Google parent company Alphabet to lay off 12,000 workers as AI focus intensifies
- Cuts come at a delicate moment for the US company, which has long been the leader in key areas of AI research, but now faces competitive and regulatory threats
- The news follows a raft of layoffs in the tech sector recently, which include 10,000 each by Microsoft and Amazon, and hundreds from China’s Weibo and Bilibili

Google’s parent company Alphabet is cutting about 12,000 jobs, or 6 per cent of its workforce, it said in a staff memo on Friday, as the technology sector reels from layoffs and companies stake their futures on artificial intelligence (AI).
Alphabet’s shares were up nearly 3 per cent in pre-market trading.
The cuts come at a delicate moment for the US company, which has long been the leader in key areas of AI research.
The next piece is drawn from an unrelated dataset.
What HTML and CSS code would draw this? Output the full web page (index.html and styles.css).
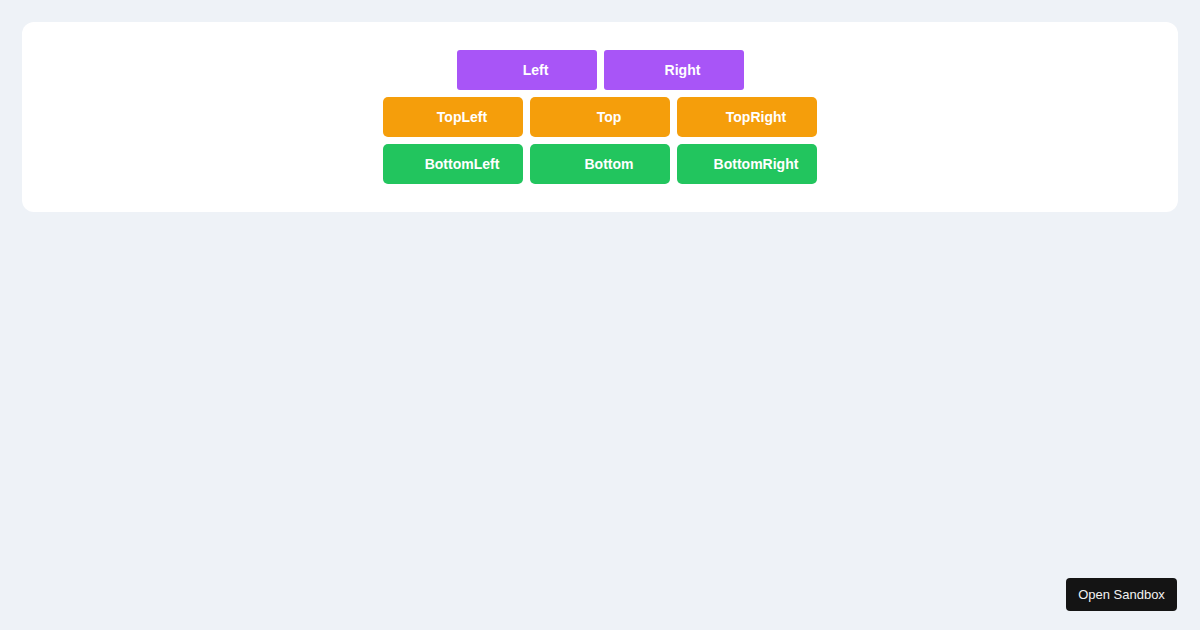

Alphabet now faces a challenge from Microsoft in a branch of tech that can, for instance, create virtually any content a user can think up and type in a text box.
Microsoft this week said recession worries were forcing it to shed 10,000 jobs, less than 5 per cent of its workforce, and it would focus on imbuing its products with more AI going forward – a point Alphabet’s CEO Sundar Pichai echoed in the memo.
Alphabet faced “a different economic reality” from the past two years when it rapidly expanded headcount, decisions for which Pichai said he took “full responsibility”. Pichai became Alphabet CEO in 2019.